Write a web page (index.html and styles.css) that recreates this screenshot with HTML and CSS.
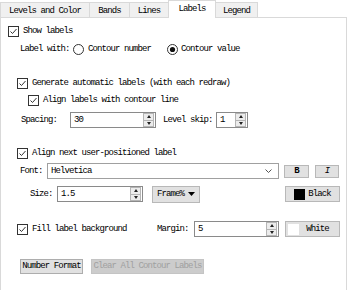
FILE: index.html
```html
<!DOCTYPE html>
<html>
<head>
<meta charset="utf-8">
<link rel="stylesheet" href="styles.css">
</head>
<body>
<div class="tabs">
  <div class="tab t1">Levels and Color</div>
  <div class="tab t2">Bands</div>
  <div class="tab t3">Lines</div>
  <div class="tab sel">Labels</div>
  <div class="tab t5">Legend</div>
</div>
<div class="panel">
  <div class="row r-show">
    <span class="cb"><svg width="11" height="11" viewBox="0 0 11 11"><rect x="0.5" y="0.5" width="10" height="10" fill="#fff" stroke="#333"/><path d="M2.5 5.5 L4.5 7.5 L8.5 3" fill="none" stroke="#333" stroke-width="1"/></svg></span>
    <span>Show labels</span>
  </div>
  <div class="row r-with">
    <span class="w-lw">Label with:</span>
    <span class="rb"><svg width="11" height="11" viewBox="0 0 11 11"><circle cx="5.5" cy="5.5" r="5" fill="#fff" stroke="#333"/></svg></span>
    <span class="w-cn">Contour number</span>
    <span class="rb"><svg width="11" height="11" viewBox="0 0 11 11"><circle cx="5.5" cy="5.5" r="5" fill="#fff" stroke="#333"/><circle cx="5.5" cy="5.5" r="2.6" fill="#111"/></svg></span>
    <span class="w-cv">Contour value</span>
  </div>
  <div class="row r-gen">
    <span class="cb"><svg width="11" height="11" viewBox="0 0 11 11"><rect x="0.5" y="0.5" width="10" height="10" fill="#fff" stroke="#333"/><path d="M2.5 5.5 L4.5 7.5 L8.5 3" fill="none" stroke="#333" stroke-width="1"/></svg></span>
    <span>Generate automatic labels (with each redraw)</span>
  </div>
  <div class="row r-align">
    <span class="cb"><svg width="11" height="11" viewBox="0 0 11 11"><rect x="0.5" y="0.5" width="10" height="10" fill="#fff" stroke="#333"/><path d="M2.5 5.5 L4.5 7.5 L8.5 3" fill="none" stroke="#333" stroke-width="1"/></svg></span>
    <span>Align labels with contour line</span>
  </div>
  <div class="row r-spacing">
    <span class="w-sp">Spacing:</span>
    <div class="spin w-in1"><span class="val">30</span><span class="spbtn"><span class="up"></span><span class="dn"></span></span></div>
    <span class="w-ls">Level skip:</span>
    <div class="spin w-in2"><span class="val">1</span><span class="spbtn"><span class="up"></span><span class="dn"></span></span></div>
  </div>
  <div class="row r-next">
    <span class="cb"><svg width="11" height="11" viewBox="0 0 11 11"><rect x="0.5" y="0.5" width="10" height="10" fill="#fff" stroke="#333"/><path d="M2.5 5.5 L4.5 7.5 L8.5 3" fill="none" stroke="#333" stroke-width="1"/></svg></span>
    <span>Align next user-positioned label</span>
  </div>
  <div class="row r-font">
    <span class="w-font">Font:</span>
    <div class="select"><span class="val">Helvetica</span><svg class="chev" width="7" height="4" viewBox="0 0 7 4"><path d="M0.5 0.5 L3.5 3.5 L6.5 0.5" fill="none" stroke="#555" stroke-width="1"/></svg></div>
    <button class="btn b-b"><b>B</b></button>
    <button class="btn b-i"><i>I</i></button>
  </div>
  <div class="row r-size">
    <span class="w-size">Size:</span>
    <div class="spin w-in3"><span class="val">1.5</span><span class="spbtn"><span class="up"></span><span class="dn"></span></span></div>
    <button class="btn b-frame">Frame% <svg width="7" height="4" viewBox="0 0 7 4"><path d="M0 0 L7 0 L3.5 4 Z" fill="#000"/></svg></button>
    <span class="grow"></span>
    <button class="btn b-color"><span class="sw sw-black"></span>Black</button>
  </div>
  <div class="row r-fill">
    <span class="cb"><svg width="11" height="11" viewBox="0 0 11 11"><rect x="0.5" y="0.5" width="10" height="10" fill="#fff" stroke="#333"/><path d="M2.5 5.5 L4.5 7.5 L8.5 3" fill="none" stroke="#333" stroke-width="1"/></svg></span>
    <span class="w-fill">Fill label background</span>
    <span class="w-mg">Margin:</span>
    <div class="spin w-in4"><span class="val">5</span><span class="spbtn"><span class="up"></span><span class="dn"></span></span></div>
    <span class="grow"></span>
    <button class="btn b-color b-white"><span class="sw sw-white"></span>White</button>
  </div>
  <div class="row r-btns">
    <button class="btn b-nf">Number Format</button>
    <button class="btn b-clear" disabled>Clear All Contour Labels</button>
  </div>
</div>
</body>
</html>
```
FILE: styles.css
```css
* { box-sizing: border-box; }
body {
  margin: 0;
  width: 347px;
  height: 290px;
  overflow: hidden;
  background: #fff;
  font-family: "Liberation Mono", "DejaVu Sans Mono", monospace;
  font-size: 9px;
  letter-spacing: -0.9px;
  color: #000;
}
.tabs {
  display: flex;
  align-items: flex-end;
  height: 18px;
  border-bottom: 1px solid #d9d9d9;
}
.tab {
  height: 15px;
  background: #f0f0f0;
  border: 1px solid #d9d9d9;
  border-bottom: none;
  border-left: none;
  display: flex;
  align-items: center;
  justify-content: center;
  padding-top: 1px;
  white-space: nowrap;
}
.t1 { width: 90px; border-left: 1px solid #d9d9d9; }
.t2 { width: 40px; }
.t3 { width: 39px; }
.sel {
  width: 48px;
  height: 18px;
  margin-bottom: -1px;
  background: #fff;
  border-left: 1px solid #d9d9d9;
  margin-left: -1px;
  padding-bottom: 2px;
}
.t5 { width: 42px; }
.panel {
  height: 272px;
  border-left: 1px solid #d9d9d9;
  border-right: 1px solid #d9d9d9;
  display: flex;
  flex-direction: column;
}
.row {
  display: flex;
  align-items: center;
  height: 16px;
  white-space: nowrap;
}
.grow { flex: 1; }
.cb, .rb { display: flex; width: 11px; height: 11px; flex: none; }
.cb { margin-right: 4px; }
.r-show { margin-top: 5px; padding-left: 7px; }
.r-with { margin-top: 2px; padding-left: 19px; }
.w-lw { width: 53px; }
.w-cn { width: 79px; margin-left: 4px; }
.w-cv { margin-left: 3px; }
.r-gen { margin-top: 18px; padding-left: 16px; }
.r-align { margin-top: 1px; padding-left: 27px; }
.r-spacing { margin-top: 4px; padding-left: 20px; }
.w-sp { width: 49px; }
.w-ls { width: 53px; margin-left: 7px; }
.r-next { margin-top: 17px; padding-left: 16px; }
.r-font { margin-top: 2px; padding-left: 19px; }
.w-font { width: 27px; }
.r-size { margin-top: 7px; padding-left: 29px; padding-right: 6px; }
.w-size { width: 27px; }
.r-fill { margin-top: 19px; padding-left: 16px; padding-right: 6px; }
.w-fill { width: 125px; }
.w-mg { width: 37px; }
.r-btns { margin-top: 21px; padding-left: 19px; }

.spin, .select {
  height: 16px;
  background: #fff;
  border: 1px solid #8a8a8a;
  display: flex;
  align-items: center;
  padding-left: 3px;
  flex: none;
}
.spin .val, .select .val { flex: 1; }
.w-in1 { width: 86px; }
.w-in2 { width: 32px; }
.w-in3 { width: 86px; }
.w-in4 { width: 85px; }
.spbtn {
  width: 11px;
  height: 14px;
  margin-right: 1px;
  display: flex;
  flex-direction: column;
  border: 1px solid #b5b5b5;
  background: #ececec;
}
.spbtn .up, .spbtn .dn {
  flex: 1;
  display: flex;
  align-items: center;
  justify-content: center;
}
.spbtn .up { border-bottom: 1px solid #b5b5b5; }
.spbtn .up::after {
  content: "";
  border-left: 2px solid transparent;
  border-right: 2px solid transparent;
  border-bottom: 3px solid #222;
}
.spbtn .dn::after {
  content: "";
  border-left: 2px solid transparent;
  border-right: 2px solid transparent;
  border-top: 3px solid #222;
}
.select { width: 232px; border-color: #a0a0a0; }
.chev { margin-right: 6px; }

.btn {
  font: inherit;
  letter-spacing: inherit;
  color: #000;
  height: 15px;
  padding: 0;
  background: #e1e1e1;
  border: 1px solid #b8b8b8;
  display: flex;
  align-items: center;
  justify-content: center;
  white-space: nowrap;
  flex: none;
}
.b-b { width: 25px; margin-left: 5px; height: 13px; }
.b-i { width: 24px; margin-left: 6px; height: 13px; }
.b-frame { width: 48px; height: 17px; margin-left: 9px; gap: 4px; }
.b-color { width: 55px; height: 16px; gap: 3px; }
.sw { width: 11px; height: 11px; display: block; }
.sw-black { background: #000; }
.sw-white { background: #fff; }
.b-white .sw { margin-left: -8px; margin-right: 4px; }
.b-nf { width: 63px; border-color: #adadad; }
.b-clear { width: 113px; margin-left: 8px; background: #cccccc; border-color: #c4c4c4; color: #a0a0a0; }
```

_Requirement:_
Looking at the listing above, how many of its lines contain the string "with"? Give the number alone.

_Solution to the exercise:_
6